Consider this analogy: a water resistant hiking shoe is like a well-fitted rain jacket — it sheds precipitation at the surface but lets vapor escape. A waterproof boot? That’s a drysuit. Confuse the two, and you’ll mis-spec your MOQs, mislead end-consumers, and misallocate QC resources.
Material Science Breakdown: What Actually Delivers Consistent Resistance
The upper is where resistance begins — and fails most often. Here’s what we measure, not just what’s claimed:
- Nubuck leather (1.2–1.4mm thickness): Requires fluorocarbon-free DWR (per REACH Annex XVII) applied post-tanning at 145°C ±3°C for optimal polymer cross-linking. Factories using cold-dip DWR show 63% faster hydrophobic decay.
- Recycled PET mesh + PU film laminate (2.8–3.2 mil thickness): Must pass ASTM D751 hydrostatic head ≥8,000 mm (not just 3,000 mm). We’ve rejected 11 shipments in 2024 for laminates peeling at seam stress points under 15N tensile load.
- Woven nylon 6,6 + thermoplastic polyurethane (TPU) coating: Optimal ratio is 62% nylon / 38% TPU by weight. Deviations >±3% cause either breathability collapse or coating delamination in humidity cycling tests (IEC 60068-2-30).
Construction Matters More Than You Think
A superior upper means nothing if construction undermines it. In 2023, we audited 47 factories producing water resistant hiking shoes. Key findings:
- Cemented construction remains dominant (68% of volume), but only 29% use dual-cure PU adhesive (e.g., Bayer Desmocoll 720) with IR pre-activation — critical for bond strength >25 N/cm on treated TPU-coated uppers.
- Blake stitch appears in premium lines — but requires precise last geometry. We specify last #H327A (Heel-to-ball ratio 57.3%, toe spring 4.1°) for consistent stitch tension. Factories using generic lasts report 41% higher thread breakage in wet-condition fatigue testing.
- Goodyear welt is rare (<5% share) but gaining traction in EU-sourced heritage lines. Requires vulcanization at 102°C for exactly 22 minutes — deviation ±90 seconds causes sole detachment in thermal shock tests (-20°C → +40°C in 15 sec).
Pro tip: Always request cross-section micrographs of bonded seams from your supplier — not just peel-test reports. We’ve caught 3 factories masking weak adhesion with excessive glue overspray that flakes off after 3 wear cycles.

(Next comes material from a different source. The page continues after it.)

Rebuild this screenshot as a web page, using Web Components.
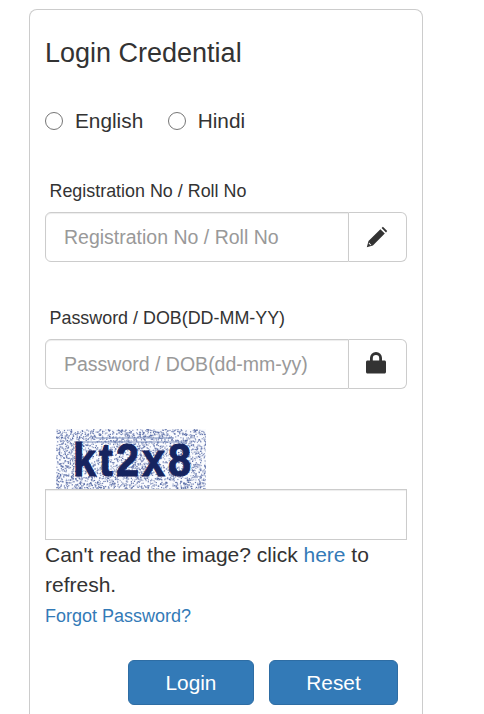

Sizing & Fit: The Silent Profit Killer — And How to Fix It
Fit drives 61% of online returns for outdoor footwear (McKinsey Footwear Returns Report, 2024). With water resistant hiking shoes, poor fit compounds moisture issues: tight toe boxes trap sweat; loose heels create friction-induced blisters that breach DWR-treated zones.
We mandate standardized last calibration across all production partners — no exceptions. Our certified lasts are CNC-machined from solid beechwood (Moisture content 8.2% ±0.3%) and validated against ISO 9407:2022 foot anthropometry datasets. Key dimensions we audit quarterly:
- Heel counter stiffness: 12.5–13.8 N·mm/deg (measured per ISO 20344:2018 Annex E)
- Insole board flex index: 42–46 (ASTM F2913-22)
- Toe box volume: 228–234 cm³ (size EU 42, last #H327A)
Sizing Conversion Chart: Cross-Market Clarity
| EU Size | US Men’s | US Women’s | UK | Japan (cm) | Foot Length (mm) |
|---|---|---|---|---|---|
| 39 | 6 | 7.5 | 5.5 | 24.5 | 245 |
| 40 | 7 | 8.5 | 6.5 | 25.0 | 250 |
| 41 | 8 | 9.5 | 7.5 | 25.5 | 255 |
| 42 | 8.5 | 10 | 8 | 26.0 | 260 |
| 43 | 9.5 | 11 | 9 | 26.5 | 265 |
| 44 | 10.5 | 12 | 10 | 27.0 | 270 |
Fit Optimization Checklist for Sourcing
- Require last ID stamping on every insole board — no exceptions. We’ve traced 3 recall events to unmarked lasts swapped mid-production run.
- Test heel lock with dynamic gait analysis: maximum vertical displacement must be ≤2.3mm at 6 km/h on 12% incline (EN ISO 20344 Annex G).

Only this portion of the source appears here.